Despite Patiño’s admiration for Juaristi, the veteran researcher is mostly unknown to chemists outside Mexico. Juaristi’s colleagues say one explanation could be that fundamental science like his doesn’t get enough press. But Guillermo Delgado Lamas, a former president of the Chemical Society of Mexico, also points to the strong skepticism toward research that comes from anywhere other than the famous research centers in Europe or the US.

Juaristi agrees there tends to be a bias, especially against young scientists in Latin America. “When you write a paper, some colleagues prefer to cite the work done in institutions in the US, Europe, or Japan,” he says.

While working in Mexico over the past 45 years, Juaristi has noted many changes, some good, some bad. Overall, he commends the advancements he’s finding across Latin America. “The number of students, chemistry departments, graduate programs in chemistry—not only in Mexico but in other countries like Brazil, Argentina, and Colombia—is something to be proud of,” he says.

But scientists face new challenges with governments skeptical of the importance of education and research. Consequent cuts of scholarships and grants have recently happened in Brazil, Mexico, and Argentina. “The last 6 years have been very difficult because the current government in Mexico does not support science,” Juaristi says.

Eusebio Juaristi wears a lab coat and sits in a chemistry lab. His body is partially obscured by a shelf.

Credit: Alejandra Rajal Ramirez

Eusebio Juaristi sits in his laboratory. No experiments were running, and equipment was turned off when this photo was taken.

Juaristi, like many of his colleagues, has lost his grant from the Mexican science council. The president-elect, Claudia Sheinbaum, has promised to revert the neglect, although Juaristi is skeptical that the “available financial resources will be sufficient to honor this promise.”
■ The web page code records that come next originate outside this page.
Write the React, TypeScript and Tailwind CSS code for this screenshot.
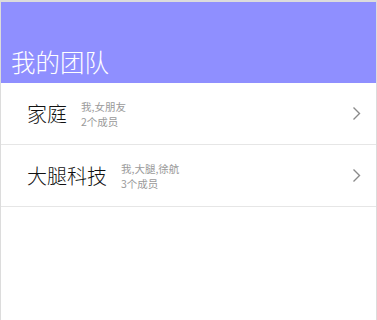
import React from "react";

type Team = {
  name: string;
  members: string;
  count: number;
};

const teams: Team[] = [
  { name: "家庭", members: "我,女朋友", count: 2 },
  { name: "大腿科技", members: "我,大腿,徐航", count: 3 },
];

const Chevron = () => (
  <svg width="9" height="15" viewBox="0 0 9 15" fill="none">
    <path d="M1.5 1.5L7.5 7.5L1.5 13.5" stroke="#8a8a8a" strokeWidth="1.4" />
  </svg>
);

const App: React.FC = () => {
  return (
    <div
      className="h-[320px] w-full border-t-2 border-r border-l border-[#dcdcdc] bg-white"
      style={{ fontFamily: '"Noto Sans CJK SC", "Noto Sans", sans-serif' }}
    >
      {/* HEADER */}
      <div className="flex h-[81px] items-end bg-[#8f8fff] pb-[5px] pl-[10px]">
        <h1 className="text-[24.5px] leading-[33px] font-light text-white">我的团队</h1>
      </div>

      {/* TEAMS */}
      {teams.map((team) => (
        <div
          key={team.name}
          className="flex h-[62px] items-center border-b border-[#e6e6e6] pr-[15px] pl-[26px]"
        >
          <span className="text-[20px] leading-none font-light text-[#111]">{team.name}</span>
          <div className="ml-[14px] flex flex-col text-[10.5px] leading-[15px] font-normal text-[#9a9a9a]">
            <span>{team.members}</span>
            <span>{team.count}个成员</span>
          </div>
          <div className="ml-auto flex items-center">
            <Chevron />
          </div>
        </div>
      ))}
    </div>
  );
};

export default App;
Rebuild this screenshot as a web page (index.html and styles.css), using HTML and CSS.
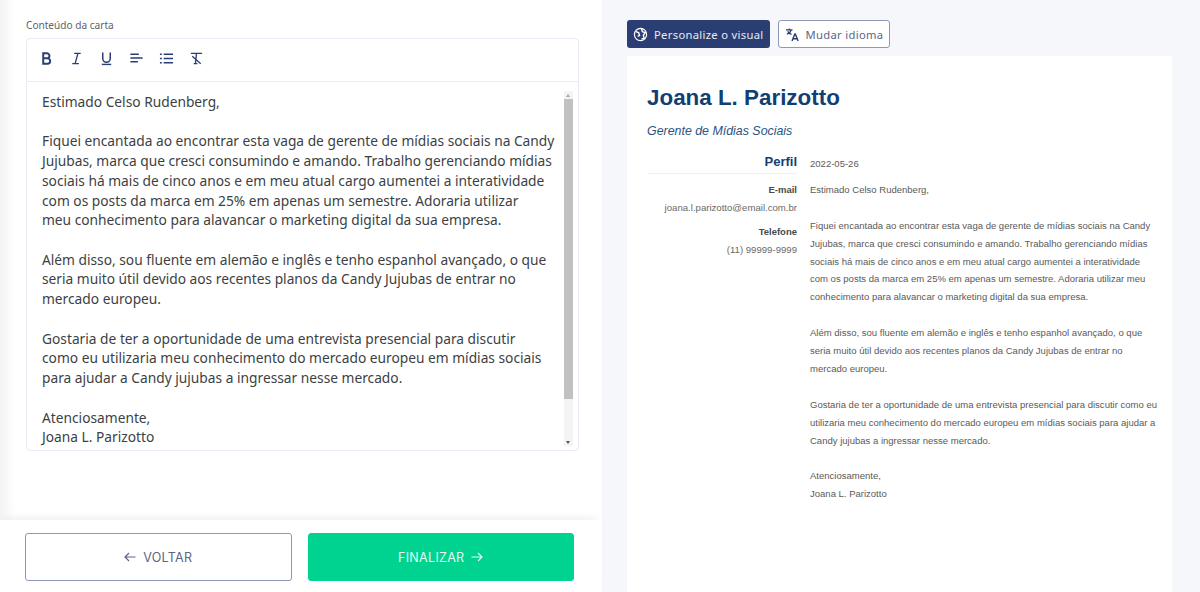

Despite the troubles, Juaristi sees a bright future for his laboratory. He recalls a comment from Nobel laureate Herbert Brown that made an impression on him. Brown had visited Mexico in the 1990s, and after his lecture Brown said his best chemistry efforts came after winning the prize, well into his 60s. The comment now makes complete sense for Juaristi: “There is no reason to stop. I am starting new, exciting projects; I have many ideas; I am just 73 years old.”